Study on the damage effect of hypervelocity bullets on sandstone and concrete at different inclination angles

Abstract

The 30CrMnSiA projectile was utilized to conduct a secondary light gas gun penetration test on concrete and sandstone targets, achieving a speed of 2000 m/s. At the conclusion of the test, pixel data was gathered from the surface damage of the targets. Additionally, the ballistic morphology and penetration depth were assessed using silicone infusion. The damage observed on the targets was compared with numerical simulation results to confirm the validity of the simulation parameters. An analysis of the damage patterns at various angles was also performed. The findings revealed that at a tilt angle of 25°, both target materials exhibited peak surface damage, indicating that damage is most severe at this angle.
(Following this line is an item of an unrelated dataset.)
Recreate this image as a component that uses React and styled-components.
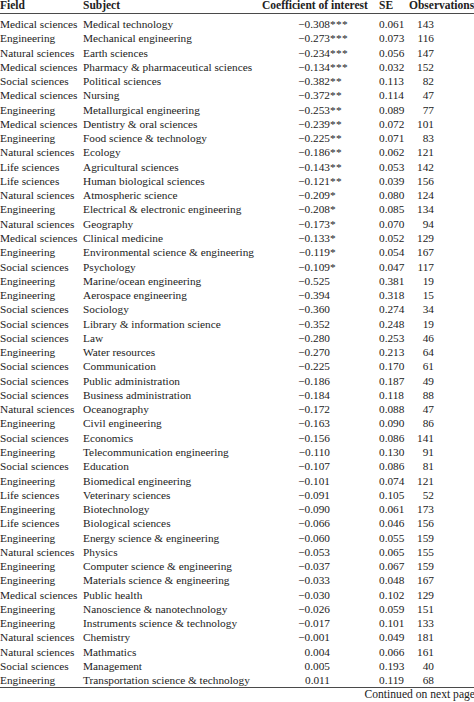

As the tilt angle increased, the projectile began to create a deflection zone within the target, with the deflection effect becoming more pronounced. This suggests that altering the tilt angle can effectively cause the projectile to deflect. In the projectile to ultra-high speed impact on the target, the projectile will produce transient shock wave behavior. When examining the penetration time curves of two distinct materials at different angles, both materials display comparable transient shock wave behavior, suggesting that the transient shock wave effect during high-speed impacts is unaffected by variations in target material or tilt angle.